We’re continuing our series on knife misconceptions with another prevalent myth: More expensive knives are always better than less pricey ones and don’t need to be sharpened as often.
When people see an exorbitant price tag on something, most assume that it’s the best in its class. In general, more expensive knives are typically made with better materials and feature better craftsmanship, but that’s not always the case.
Let’s take a quick look at a “cheap” knife that will stand up to some higher end models. Mora of Sweden is notorious for making some of the best low-cost knives on the market and the Mora Clipper 840 will only set you back about $13, despite being considered a highly respected knife with quality that’s above par.
So why are some knives more expensive than others despite having similar features or craftsmanship. A few things can explain the difference in price:
- Marketing: We all know that Beats headphones are priced higher than Sony headphones, despite having similar specs on many models. So what’s the difference? Marketing, of course. Beats by Dre is just cooler and therefore you will pay more for that brand name. Sometimes, the same thing goes for knives.
- More expensive materials: Why is this Case Jack Knife $200 more than this Case Jack Knife? Mother of Pearl. Other than the more expensive handle material, the knives have the same craftsmanship and general design.
- Custom: A custom-made or limited edition knife will generally cost more. The reason for that is you’re paying for exclusivity and in some cases a name. However, I should say here that a custom knife does frequently feature better craftsmanship than an inexpensive factory folder.
So now that we know that the more expensive a knife is doesn’t necessarily mean it’s better, we’ll tackle the second part of the misconception: more expensive knives don’t need to be cared for as much as cheaper knives and never have to be sharpened.
One of our fans wrote on our Facebook page that one of the biggest myths he’s run across is people telling him, “I bought an expensive knife, therefore it is currently sharp regardless of how long it has been since the last sharpening and how I treat it.”
It’s only natural to want an indestructible knife, especially if the knife costs an arm and a leg, but that mindset will only cut short the life of your knife.
As explained earlier, a more expensive knife doesn’t necessarily mean its materials are better, so you shouldn’t expect it to act significantly better than a less expensive one.

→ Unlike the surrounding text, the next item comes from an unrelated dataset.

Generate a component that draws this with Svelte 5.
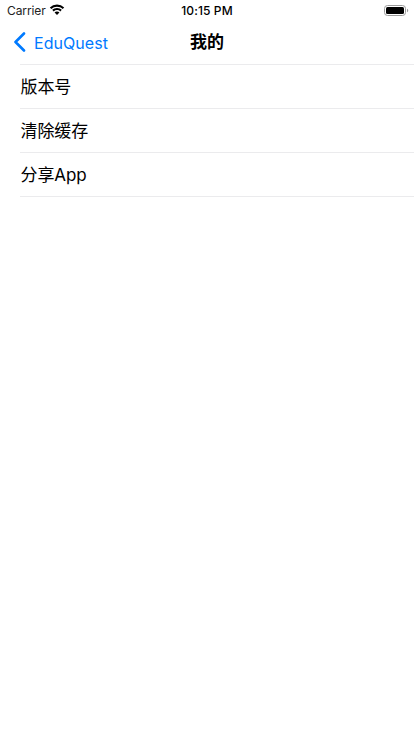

If anything, you should pay extra attention pricier knives because you can always shell out another $5 on a Mora, but most people can’t shell out another $1,500 on a Fallkniven Idun Damascus they didn’t take care of.
Should I ever buy a more expensive knife if they’re not always better? Of course you should. More expensive knives offer different materials, add to collections, and are better sometimes. Just don’t expect it to be everlasting and you’ll be fine.